* [What the exercise asks]:
Find and copy each line of the records where the string "this" shows up.

[Rows from a dataset of pages and code]

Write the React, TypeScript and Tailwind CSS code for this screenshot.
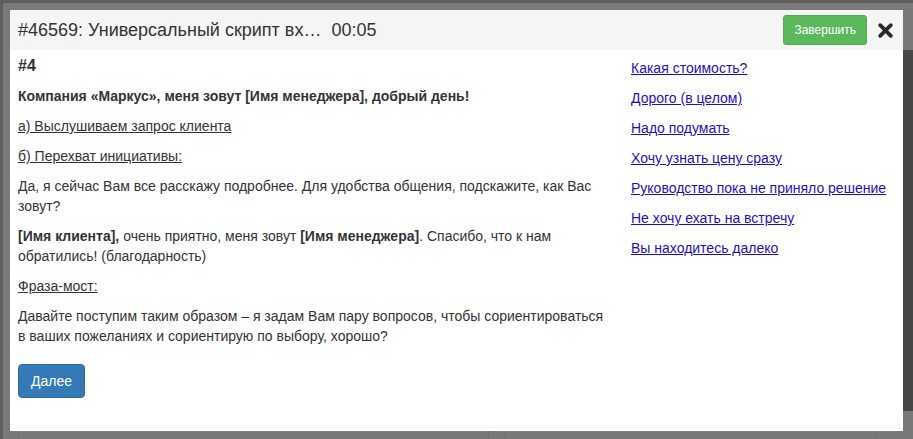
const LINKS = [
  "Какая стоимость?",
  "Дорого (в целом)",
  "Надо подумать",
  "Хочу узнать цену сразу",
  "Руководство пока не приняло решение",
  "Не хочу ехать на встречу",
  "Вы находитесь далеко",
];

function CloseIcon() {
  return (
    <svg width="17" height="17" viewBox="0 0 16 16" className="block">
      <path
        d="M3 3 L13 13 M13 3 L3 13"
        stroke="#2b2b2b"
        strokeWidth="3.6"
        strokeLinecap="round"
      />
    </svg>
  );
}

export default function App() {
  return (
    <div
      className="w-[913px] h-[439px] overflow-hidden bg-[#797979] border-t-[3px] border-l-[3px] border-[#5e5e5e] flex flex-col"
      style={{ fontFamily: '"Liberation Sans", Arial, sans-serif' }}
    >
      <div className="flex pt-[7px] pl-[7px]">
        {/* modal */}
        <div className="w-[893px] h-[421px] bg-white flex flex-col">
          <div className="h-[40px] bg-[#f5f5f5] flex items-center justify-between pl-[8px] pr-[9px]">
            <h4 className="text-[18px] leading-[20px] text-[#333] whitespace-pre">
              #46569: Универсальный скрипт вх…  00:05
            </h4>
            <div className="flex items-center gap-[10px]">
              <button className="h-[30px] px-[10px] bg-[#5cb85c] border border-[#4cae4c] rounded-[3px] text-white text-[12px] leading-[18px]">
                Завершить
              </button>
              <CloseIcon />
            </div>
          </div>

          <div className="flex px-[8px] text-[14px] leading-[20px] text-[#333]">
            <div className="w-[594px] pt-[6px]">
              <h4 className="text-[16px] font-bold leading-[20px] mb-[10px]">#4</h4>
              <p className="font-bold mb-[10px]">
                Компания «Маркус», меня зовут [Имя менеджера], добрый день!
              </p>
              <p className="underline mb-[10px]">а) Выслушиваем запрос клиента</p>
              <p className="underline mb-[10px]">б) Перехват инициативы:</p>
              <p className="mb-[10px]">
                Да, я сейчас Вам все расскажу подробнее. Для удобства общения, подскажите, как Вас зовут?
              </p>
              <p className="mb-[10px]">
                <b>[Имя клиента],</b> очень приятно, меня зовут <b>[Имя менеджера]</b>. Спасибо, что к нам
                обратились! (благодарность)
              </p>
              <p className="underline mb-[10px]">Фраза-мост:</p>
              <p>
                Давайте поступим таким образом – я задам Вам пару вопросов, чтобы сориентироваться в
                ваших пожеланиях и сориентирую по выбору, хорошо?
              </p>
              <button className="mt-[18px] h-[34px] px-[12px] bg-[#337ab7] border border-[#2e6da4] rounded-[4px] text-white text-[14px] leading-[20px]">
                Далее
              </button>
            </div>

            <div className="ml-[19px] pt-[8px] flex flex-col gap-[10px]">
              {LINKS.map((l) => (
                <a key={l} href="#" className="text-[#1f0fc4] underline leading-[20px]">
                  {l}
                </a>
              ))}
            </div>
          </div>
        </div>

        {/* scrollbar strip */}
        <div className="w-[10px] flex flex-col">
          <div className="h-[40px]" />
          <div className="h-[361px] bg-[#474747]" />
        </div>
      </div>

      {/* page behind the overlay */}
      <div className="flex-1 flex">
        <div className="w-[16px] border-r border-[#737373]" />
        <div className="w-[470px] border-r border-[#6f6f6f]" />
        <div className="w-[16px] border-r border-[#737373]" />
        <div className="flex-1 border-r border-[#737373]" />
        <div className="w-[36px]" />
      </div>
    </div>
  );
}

==

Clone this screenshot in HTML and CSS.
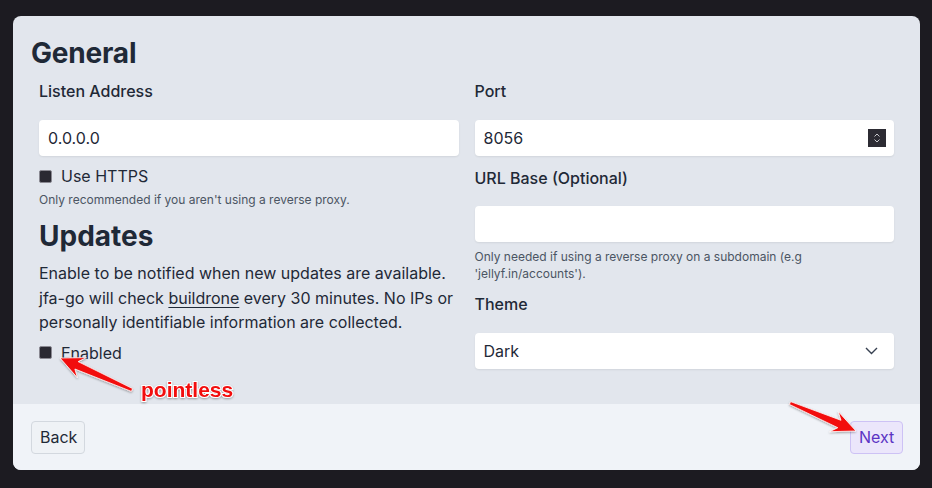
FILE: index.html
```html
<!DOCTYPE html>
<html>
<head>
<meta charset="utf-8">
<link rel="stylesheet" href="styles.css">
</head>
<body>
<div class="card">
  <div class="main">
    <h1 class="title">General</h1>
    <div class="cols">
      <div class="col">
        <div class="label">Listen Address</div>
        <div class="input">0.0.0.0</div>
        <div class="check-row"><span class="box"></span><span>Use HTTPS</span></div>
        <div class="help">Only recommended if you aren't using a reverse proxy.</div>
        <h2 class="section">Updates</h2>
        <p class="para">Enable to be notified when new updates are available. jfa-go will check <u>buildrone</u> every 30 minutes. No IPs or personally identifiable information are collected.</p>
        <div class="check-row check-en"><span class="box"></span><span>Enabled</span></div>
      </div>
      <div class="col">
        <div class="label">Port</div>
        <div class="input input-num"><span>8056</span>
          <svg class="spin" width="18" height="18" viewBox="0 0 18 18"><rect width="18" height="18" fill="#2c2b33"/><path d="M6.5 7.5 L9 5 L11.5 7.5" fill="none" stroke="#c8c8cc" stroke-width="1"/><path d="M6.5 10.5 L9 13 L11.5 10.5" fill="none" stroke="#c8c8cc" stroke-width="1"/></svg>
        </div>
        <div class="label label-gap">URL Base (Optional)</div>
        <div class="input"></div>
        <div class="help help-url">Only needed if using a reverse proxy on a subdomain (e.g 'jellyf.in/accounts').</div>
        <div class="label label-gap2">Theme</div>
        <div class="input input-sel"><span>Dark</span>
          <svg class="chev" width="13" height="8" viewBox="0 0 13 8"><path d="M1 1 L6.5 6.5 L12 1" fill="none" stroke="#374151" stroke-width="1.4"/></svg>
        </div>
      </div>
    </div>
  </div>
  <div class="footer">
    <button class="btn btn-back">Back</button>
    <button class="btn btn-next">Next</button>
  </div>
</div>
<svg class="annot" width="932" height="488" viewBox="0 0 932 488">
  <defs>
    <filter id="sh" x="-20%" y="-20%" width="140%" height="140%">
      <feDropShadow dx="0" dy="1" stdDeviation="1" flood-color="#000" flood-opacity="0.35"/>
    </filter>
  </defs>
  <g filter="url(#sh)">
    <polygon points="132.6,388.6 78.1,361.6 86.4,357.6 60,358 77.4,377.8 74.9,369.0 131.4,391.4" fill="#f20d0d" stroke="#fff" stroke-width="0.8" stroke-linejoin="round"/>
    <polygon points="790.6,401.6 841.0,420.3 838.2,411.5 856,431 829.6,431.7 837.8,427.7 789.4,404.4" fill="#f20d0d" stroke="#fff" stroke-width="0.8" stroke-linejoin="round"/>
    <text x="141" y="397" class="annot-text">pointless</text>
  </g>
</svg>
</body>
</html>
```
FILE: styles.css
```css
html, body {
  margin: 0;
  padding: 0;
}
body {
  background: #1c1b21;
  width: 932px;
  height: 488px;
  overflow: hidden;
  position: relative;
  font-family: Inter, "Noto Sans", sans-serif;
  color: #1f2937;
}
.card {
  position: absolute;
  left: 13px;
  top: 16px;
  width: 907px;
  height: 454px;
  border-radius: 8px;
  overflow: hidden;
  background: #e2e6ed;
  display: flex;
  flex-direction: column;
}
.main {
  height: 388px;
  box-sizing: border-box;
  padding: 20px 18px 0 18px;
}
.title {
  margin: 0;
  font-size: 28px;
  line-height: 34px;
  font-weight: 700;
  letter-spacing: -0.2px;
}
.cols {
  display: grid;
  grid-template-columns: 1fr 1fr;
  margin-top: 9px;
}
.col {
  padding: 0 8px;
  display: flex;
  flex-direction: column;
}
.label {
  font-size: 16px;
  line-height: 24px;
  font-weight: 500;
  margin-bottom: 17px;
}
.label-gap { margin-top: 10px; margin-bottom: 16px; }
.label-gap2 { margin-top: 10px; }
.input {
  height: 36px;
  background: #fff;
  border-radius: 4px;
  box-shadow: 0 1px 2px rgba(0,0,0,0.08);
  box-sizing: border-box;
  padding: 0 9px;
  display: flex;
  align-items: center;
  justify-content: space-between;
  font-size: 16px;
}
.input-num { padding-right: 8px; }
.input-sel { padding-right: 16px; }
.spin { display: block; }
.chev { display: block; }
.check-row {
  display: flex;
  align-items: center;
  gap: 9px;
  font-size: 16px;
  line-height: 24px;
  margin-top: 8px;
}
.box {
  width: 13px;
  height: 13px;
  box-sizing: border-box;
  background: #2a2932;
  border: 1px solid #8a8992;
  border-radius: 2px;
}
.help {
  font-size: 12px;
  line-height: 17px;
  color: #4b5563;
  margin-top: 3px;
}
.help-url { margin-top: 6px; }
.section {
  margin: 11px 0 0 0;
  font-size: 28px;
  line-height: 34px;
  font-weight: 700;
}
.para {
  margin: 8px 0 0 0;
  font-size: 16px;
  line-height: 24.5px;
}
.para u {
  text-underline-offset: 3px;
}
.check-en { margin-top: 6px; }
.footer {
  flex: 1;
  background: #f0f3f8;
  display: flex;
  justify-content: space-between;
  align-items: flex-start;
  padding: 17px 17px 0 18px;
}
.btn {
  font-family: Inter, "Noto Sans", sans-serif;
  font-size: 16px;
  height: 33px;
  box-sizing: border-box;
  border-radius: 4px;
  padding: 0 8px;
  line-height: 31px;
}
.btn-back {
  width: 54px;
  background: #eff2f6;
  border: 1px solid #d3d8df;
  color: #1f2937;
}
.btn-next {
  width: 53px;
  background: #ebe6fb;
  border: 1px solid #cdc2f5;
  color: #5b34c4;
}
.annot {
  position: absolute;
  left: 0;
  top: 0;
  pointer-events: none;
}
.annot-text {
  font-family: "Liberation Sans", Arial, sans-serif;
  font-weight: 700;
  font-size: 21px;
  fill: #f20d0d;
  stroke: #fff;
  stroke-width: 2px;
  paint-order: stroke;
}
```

...

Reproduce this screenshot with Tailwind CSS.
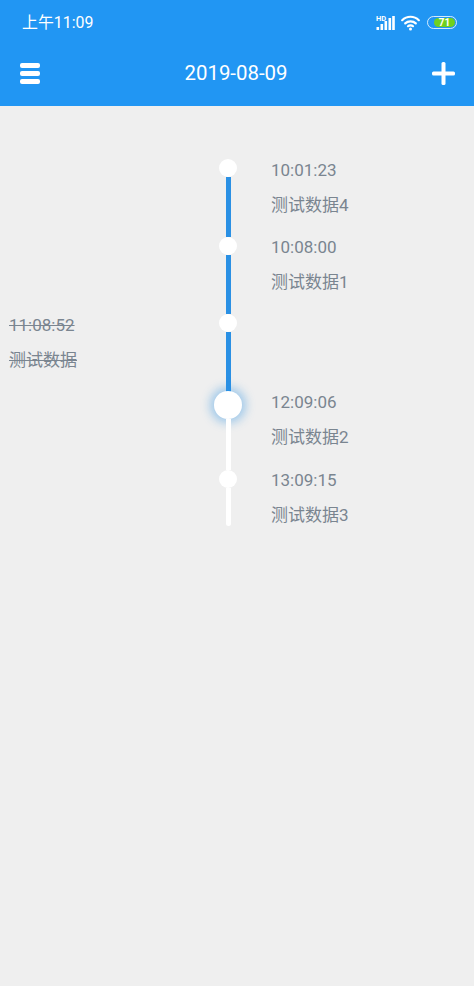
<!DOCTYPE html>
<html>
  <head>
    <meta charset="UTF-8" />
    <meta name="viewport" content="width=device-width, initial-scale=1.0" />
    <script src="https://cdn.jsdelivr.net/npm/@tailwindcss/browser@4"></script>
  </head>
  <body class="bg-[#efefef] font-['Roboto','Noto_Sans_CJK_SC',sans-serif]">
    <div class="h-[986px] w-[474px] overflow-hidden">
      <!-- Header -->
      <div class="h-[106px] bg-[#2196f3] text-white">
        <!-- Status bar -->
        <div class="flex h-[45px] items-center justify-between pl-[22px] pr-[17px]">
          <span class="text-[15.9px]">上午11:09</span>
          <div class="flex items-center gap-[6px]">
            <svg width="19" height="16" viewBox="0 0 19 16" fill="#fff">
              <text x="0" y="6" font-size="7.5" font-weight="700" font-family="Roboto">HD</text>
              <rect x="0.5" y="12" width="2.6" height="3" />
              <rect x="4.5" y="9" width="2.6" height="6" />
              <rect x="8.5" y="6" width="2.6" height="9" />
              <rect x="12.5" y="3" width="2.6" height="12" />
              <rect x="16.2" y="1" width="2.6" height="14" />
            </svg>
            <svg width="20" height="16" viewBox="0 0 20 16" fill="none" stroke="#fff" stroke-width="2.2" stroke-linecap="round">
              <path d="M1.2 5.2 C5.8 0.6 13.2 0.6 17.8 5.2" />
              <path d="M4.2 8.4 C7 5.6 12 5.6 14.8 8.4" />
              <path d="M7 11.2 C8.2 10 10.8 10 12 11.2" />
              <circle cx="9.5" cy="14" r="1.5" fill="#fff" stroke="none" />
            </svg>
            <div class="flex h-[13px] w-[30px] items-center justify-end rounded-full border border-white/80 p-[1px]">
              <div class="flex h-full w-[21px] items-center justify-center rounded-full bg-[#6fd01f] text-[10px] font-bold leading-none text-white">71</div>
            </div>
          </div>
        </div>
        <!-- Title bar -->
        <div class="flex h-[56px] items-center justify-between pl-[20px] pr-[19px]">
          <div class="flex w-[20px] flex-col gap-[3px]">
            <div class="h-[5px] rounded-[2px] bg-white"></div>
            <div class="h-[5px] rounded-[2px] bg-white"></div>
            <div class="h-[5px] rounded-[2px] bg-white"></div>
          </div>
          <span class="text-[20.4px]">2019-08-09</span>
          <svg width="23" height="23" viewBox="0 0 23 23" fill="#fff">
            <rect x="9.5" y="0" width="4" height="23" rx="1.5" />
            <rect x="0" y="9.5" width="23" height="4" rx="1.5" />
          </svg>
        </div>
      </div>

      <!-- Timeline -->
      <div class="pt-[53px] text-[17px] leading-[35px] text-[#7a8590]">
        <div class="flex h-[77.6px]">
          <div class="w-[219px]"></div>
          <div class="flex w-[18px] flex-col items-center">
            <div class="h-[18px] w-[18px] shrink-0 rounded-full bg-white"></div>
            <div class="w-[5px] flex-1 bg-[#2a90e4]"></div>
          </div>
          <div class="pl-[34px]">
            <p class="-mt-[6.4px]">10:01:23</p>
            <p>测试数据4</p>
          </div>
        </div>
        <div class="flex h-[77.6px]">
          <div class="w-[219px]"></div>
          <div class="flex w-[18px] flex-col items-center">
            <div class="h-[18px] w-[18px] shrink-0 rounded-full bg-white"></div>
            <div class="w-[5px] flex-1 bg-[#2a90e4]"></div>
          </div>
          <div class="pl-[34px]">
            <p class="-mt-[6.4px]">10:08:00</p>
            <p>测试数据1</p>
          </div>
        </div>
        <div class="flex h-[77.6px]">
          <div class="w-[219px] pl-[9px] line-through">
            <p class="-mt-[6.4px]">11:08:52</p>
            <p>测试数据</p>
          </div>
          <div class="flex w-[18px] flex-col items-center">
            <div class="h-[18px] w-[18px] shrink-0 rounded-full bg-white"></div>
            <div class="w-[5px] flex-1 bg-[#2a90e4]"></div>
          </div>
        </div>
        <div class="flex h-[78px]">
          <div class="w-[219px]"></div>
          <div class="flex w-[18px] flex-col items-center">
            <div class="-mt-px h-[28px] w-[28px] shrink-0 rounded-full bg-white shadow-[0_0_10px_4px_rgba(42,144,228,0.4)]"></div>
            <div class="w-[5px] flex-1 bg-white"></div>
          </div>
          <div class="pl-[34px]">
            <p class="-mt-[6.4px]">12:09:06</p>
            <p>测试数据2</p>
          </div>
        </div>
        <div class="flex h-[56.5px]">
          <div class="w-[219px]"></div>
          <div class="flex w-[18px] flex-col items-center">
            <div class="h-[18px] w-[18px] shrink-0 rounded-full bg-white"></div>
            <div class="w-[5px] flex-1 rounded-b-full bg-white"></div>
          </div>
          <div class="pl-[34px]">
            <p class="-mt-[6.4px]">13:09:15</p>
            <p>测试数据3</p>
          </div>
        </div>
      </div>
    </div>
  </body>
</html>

* [Written reply]:
Write the React, TypeScript and Tailwind CSS code for this screenshot.
Clone this screenshot in HTML and CSS.
Reproduce this screenshot with Tailwind CSS.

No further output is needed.